EXERCISE PROMPT:
Return each line of the data below exactly, omitting any pictures.

SOURCE EXCERPT:
** BEGIN **

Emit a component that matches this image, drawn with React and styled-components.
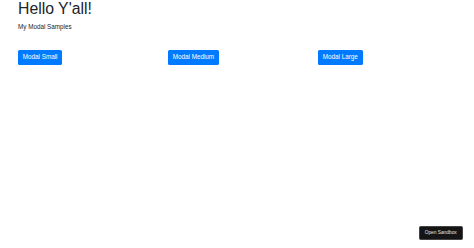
import React from "react";
import styled, { createGlobalStyle } from "styled-components";

const Global = createGlobalStyle`
  html { font-size: 6.32px; }
  body {
    margin: 0;
    background: #fff;
    color: #212529;
    font-family: "Liberation Sans", Arial, sans-serif;
    font-size: 1rem;
    line-height: 1.5;
  }
  * { box-sizing: border-box; }
`;

const Container = styled.div`
  max-width: 450px;
  margin: 0 auto;
  padding: 0 6px;
`;

const Title = styled.h1`
  margin: 0 0 0.5rem;
  font-size: 2.5rem;
  font-weight: 500;
  line-height: 1.2;
  color: #212529;
`;

const Lead = styled.p`
  margin: 0 0 1rem;
`;

const Row = styled.div`
  display: grid;
  grid-template-columns: repeat(3, 1fr);
  margin: 18px -6px 0;
`;

const Col = styled.div`
  padding: 0 6px;
`;

const Button = styled.button`
  display: inline-block;
  font-family: inherit;
  font-size: 1rem;
  line-height: 1.5;
  padding: 2.76px 0.75rem;
  border: 0;
  border-radius: 1.6px;
  background: #007bff;
  color: #fff;
  cursor: pointer;
`;

const SandboxButton = styled.a`
  position: fixed;
  right: 11.5px;
  bottom: 8px;
  padding: 2.9px 4.8px;
  font-size: 4.8px;
  line-height: 1.2;
  color: #e6e6e6;
  background: #151515;
  border: 0.5px solid #444;
  border-radius: 1.5px;
  text-decoration: none;
  font-family: "Liberation Sans", Arial, sans-serif;
`;

export default function App() {
  return (
    <>
      <Global />
      <Container>
        <Title>Hello Y'all!</Title>
        <Lead>My Modal Samples</Lead>
        <Row>
          <Col><Button>Modal Small</Button></Col>
          <Col><Button>Modal Medium</Button></Col>
          <Col><Button>Modal Large</Button></Col>
        </Row>
      </Container>
      <SandboxButton href="#">Open Sandbox</SandboxButton>
    </>
  );
}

** END **

WRITTEN SOLUTION:
Emit a component that matches this image, drawn with React and styled-components.
import React from "react";
import styled, { createGlobalStyle } from "styled-components";

const Global = createGlobalStyle`
  html { font-size: 6.32px; }
  body {
    margin: 0;
    background: #fff;
    color: #212529;
    font-family: "Liberation Sans", Arial, sans-serif;
    font-size: 1rem;
    line-height: 1.5;
  }
  * { box-sizing: border-box; }
`;

const Container = styled.div`
  max-width: 450px;
  margin: 0 auto;
  padding: 0 6px;
`;

const Title = styled.h1`
  margin: 0 0 0.5rem;
  font-size: 2.5rem;
  font-weight: 500;
  line-height: 1.2;
  color: #212529;
`;

const Lead = styled.p`
  margin: 0 0 1rem;
`;

const Row = styled.div`
  display: grid;
  grid-template-columns: repeat(3, 1fr);
  margin: 18px -6px 0;
`;

const Col = styled.div`
  padding: 0 6px;
`;

const Button = styled.button`
  display: inline-block;
  font-family: inherit;
  font-size: 1rem;
  line-height: 1.5;
  padding: 2.76px 0.75rem;
  border: 0;
  border-radius: 1.6px;
  background: #007bff;
  color: #fff;
  cursor: pointer;
`;

const SandboxButton = styled.a`
  position: fixed;
  right: 11.5px;
  bottom: 8px;
  padding: 2.9px 4.8px;
  font-size: 4.8px;
  line-height: 1.2;
  color: #e6e6e6;
  background: #151515;
  border: 0.5px solid #444;
  border-radius: 1.5px;
  text-decoration: none;
  font-family: "Liberation Sans", Arial, sans-serif;
`;

export default function App() {
  return (
    <>
      <Global />
      <Container>
        <Title>Hello Y'all!</Title>
        <Lead>My Modal Samples</Lead>
        <Row>
          <Col><Button>Modal Small</Button></Col>
          <Col><Button>Modal Medium</Button></Col>
          <Col><Button>Modal Large</Button></Col>
        </Row>
      </Container>
      <SandboxButton href="#">Open Sandbox</SandboxButton>
    </>
  );
}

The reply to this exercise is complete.